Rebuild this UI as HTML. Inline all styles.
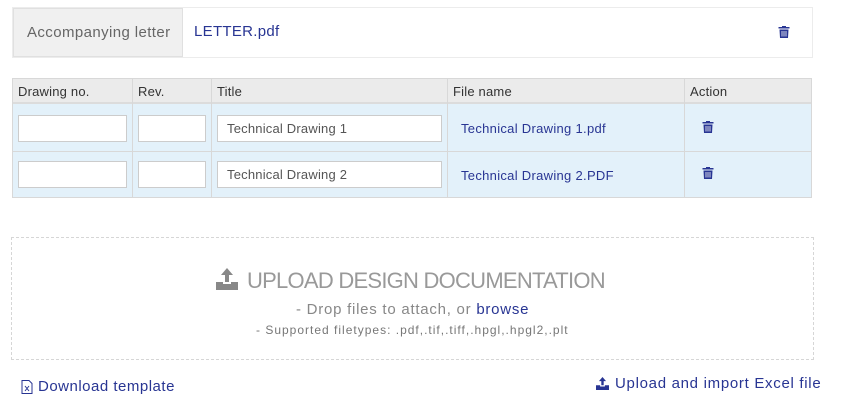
<!DOCTYPE html>
<html><head><meta charset="utf-8"><style>
*{box-sizing:border-box;margin:0;padding:0}
body{width:864px;height:405px;background:#fff;font-family:"Liberation Sans",sans-serif;font-size:13px;color:#333;position:relative;overflow:hidden;letter-spacing:0.2px}
.abs{position:absolute}
.blue{color:#283593}
.inp{position:absolute;height:27px;border:1px solid #ccc;background:#fff;font-size:13px;color:#555;padding:5px 9px;white-space:nowrap}
.vl{position:absolute;width:1px;background:#d8d8d8}
.hl{position:absolute;height:1px;background:#d8d8d8}
</style></head><body>
<div class="abs" style="left:12px;top:7px;width:801px;height:51px;border:1px solid #ececec"></div>
<div class="abs" style="left:13px;top:8px;width:170px;height:49px;background:#f0f0f0;border:1px solid #e0e0e0;font-size:15px;color:#666;padding:15px 0 0 13px;letter-spacing:0.4px">Accompanying letter</div>
<div class="abs blue" style="left:194px;top:23px;font-size:15px;letter-spacing:0.3px">LETTER.pdf</div>
<svg class="abs" style="left:778px;top:25px" width="12" height="14" viewBox="0 0 12 14"><path d="M4 1h4v1h3.5v1.5h-11V2H4z M1.5 4.5h9L10 13H2z" fill="#283593"/><path d="M4 6v5.5M6 6v5.5M8 6v5.5" stroke="#fff" stroke-width="0.8"/></svg>

<div class="abs" style="left:12px;top:78px;width:800px;height:120px;border:1px solid #d8d8d8;background:#e3f1fa"></div>
<div class="abs" style="left:13px;top:79px;width:798px;height:25px;background:#ebebeb;border-bottom:2px solid #dcdcdc"></div>
<div class="hl" style="left:13px;top:151px;width:798px"></div>
<div class="vl" style="left:132px;top:79px;height:118px"></div>
<div class="vl" style="left:211px;top:79px;height:118px"></div>
<div class="vl" style="left:447px;top:79px;height:118px"></div>
<div class="vl" style="left:684px;top:79px;height:118px"></div>
<div class="abs" style="left:18px;top:84px">Drawing no.</div>
<div class="abs" style="left:138px;top:84px">Rev.</div>
<div class="abs" style="left:217px;top:84px">Title</div>
<div class="abs" style="left:453px;top:84px">File name</div>
<div class="abs" style="left:690px;top:84px">Action</div>

<div class="inp" style="left:18px;top:115px;width:109px"></div>
<div class="inp" style="left:138px;top:115px;width:68px"></div>
<div class="inp" style="left:217px;top:115px;width:225px">Technical Drawing 1</div>
<div class="abs blue" style="left:461px;top:121px;letter-spacing:0.3px">Technical Drawing 1.pdf</div>
<svg class="abs" style="left:702px;top:120px" width="12" height="14" viewBox="0 0 12 14"><path d="M4 1h4v1h3.5v1.5h-11V2H4z M1.5 4.5h9L10 13H2z" fill="#283593"/><path d="M4 6v5.5M6 6v5.5M8 6v5.5" stroke="#fff" stroke-width="0.8"/></svg>

<div class="inp" style="left:18px;top:161px;width:109px"></div>
<div class="inp" style="left:138px;top:161px;width:68px"></div>
<div class="inp" style="left:217px;top:161px;width:225px">Technical Drawing 2</div>
<div class="abs blue" style="left:461px;top:168px;letter-spacing:0.3px">Technical Drawing 2.PDF</div>
<svg class="abs" style="left:702px;top:166px" width="12" height="14" viewBox="0 0 12 14"><path d="M4 1h4v1h3.5v1.5h-11V2H4z M1.5 4.5h9L10 13H2z" fill="#283593"/><path d="M4 6v5.5M6 6v5.5M8 6v5.5" stroke="#fff" stroke-width="0.8"/></svg>

<div class="abs" style="left:11px;top:237px;width:803px;height:123px;border:1px dashed #d6d6d6"></div>
<svg class="abs" style="left:216px;top:268px" width="22" height="22" viewBox="0 0 22 22"><path d="M11 0l6 7h-4v7H9V7H5z M0 14h7v2h8v-2h7v8H0z" fill="#888"/></svg>
<div class="abs" style="left:247px;top:268px;font-size:22px;color:#999;font-weight:300;letter-spacing:-0.75px">UPLOAD DESIGN DOCUMENTATION</div>
<div class="abs" style="left:296px;top:301px;font-size:15px;color:#888;letter-spacing:0.75px">- Drop files to attach, or <span class="blue">browse</span></div>
<div class="abs" style="left:256px;top:323px;font-size:12px;color:#777;letter-spacing:1.0px">- Supported filetypes: .pdf,.tif,.tiff,.hpgl,.hpgl2,.plt</div>

<svg class="abs" style="left:21px;top:380px" width="12" height="14" viewBox="0 0 12 14"><path d="M1 .5h7l3 3v10H1z" fill="none" stroke="#283593"/><path d="M4 6l4 5M8 6l-4 5" stroke="#283593"/></svg>
<div class="abs blue" style="left:38px;top:378px;font-size:15px;letter-spacing:0.5px">Download template</div>
<svg class="abs" style="left:596px;top:377px" width="13" height="13" viewBox="0 0 22 22"><path d="M11 0l6 7h-4v7H9V7H5z M0 14h7v2h8v-2h7v8H0z" fill="#283593"/></svg>
<div class="abs blue" style="left:615px;top:375px;font-size:15px;letter-spacing:0.7px">Upload and import Excel file</div>
</body></html>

···

▸ AIM:
Extract the full listing above verbatim; pictures are to be left out of the copy.

▸ SOLUTION TO THE PROBLEM:
Rebuild this UI as HTML. Inline all styles.
<!DOCTYPE html>
<html><head><meta charset="utf-8"><style>
*{box-sizing:border-box;margin:0;padding:0}
body{width:864px;height:405px;background:#fff;font-family:"Liberation Sans",sans-serif;font-size:13px;color:#333;position:relative;overflow:hidden;letter-spacing:0.2px}
.abs{position:absolute}
.blue{color:#283593}
.inp{position:absolute;height:27px;border:1px solid #ccc;background:#fff;font-size:13px;color:#555;padding:5px 9px;white-space:nowrap}
.vl{position:absolute;width:1px;background:#d8d8d8}
.hl{position:absolute;height:1px;background:#d8d8d8}
</style></head><body>
<div class="abs" style="left:12px;top:7px;width:801px;height:51px;border:1px solid #ececec"></div>
<div class="abs" style="left:13px;top:8px;width:170px;height:49px;background:#f0f0f0;border:1px solid #e0e0e0;font-size:15px;color:#666;padding:15px 0 0 13px;letter-spacing:0.4px">Accompanying letter</div>
<div class="abs blue" style="left:194px;top:23px;font-size:15px;letter-spacing:0.3px">LETTER.pdf</div>
<svg class="abs" style="left:778px;top:25px" width="12" height="14" viewBox="0 0 12 14"><path d="M4 1h4v1h3.5v1.5h-11V2H4z M1.5 4.5h9L10 13H2z" fill="#283593"/><path d="M4 6v5.5M6 6v5.5M8 6v5.5" stroke="#fff" stroke-width="0.8"/></svg>

<div class="abs" style="left:12px;top:78px;width:800px;height:120px;border:1px solid #d8d8d8;background:#e3f1fa"></div>
<div class="abs" style="left:13px;top:79px;width:798px;height:25px;background:#ebebeb;border-bottom:2px solid #dcdcdc"></div>
<div class="hl" style="left:13px;top:151px;width:798px"></div>
<div class="vl" style="left:132px;top:79px;height:118px"></div>
<div class="vl" style="left:211px;top:79px;height:118px"></div>
<div class="vl" style="left:447px;top:79px;height:118px"></div>
<div class="vl" style="left:684px;top:79px;height:118px"></div>
<div class="abs" style="left:18px;top:84px">Drawing no.</div>
<div class="abs" style="left:138px;top:84px">Rev.</div>
<div class="abs" style="left:217px;top:84px">Title</div>
<div class="abs" style="left:453px;top:84px">File name</div>
<div class="abs" style="left:690px;top:84px">Action</div>

<div class="inp" style="left:18px;top:115px;width:109px"></div>
<div class="inp" style="left:138px;top:115px;width:68px"></div>
<div class="inp" style="left:217px;top:115px;width:225px">Technical Drawing 1</div>
<div class="abs blue" style="left:461px;top:121px;letter-spacing:0.3px">Technical Drawing 1.pdf</div>
<svg class="abs" style="left:702px;top:120px" width="12" height="14" viewBox="0 0 12 14"><path d="M4 1h4v1h3.5v1.5h-11V2H4z M1.5 4.5h9L10 13H2z" fill="#283593"/><path d="M4 6v5.5M6 6v5.5M8 6v5.5" stroke="#fff" stroke-width="0.8"/></svg>

<div class="inp" style="left:18px;top:161px;width:109px"></div>
<div class="inp" style="left:138px;top:161px;width:68px"></div>
<div class="inp" style="left:217px;top:161px;width:225px">Technical Drawing 2</div>
<div class="abs blue" style="left:461px;top:168px;letter-spacing:0.3px">Technical Drawing 2.PDF</div>
<svg class="abs" style="left:702px;top:166px" width="12" height="14" viewBox="0 0 12 14"><path d="M4 1h4v1h3.5v1.5h-11V2H4z M1.5 4.5h9L10 13H2z" fill="#283593"/><path d="M4 6v5.5M6 6v5.5M8 6v5.5" stroke="#fff" stroke-width="0.8"/></svg>

<div class="abs" style="left:11px;top:237px;width:803px;height:123px;border:1px dashed #d6d6d6"></div>
<svg class="abs" style="left:216px;top:268px" width="22" height="22" viewBox="0 0 22 22"><path d="M11 0l6 7h-4v7H9V7H5z M0 14h7v2h8v-2h7v8H0z" fill="#888"/></svg>
<div class="abs" style="left:247px;top:268px;font-size:22px;color:#999;font-weight:300;letter-spacing:-0.75px">UPLOAD DESIGN DOCUMENTATION</div>
<div class="abs" style="left:296px;top:301px;font-size:15px;color:#888;letter-spacing:0.75px">- Drop files to attach, or <span class="blue">browse</span></div>
<div class="abs" style="left:256px;top:323px;font-size:12px;color:#777;letter-spacing:1.0px">- Supported filetypes: .pdf,.tif,.tiff,.hpgl,.hpgl2,.plt</div>

<svg class="abs" style="left:21px;top:380px" width="12" height="14" viewBox="0 0 12 14"><path d="M1 .5h7l3 3v10H1z" fill="none" stroke="#283593"/><path d="M4 6l4 5M8 6l-4 5" stroke="#283593"/></svg>
<div class="abs blue" style="left:38px;top:378px;font-size:15px;letter-spacing:0.5px">Download template</div>
<svg class="abs" style="left:596px;top:377px" width="13" height="13" viewBox="0 0 22 22"><path d="M11 0l6 7h-4v7H9V7H5z M0 14h7v2h8v-2h7v8H0z" fill="#283593"/></svg>
<div class="abs blue" style="left:615px;top:375px;font-size:15px;letter-spacing:0.7px">Upload and import Excel file</div>
</body></html>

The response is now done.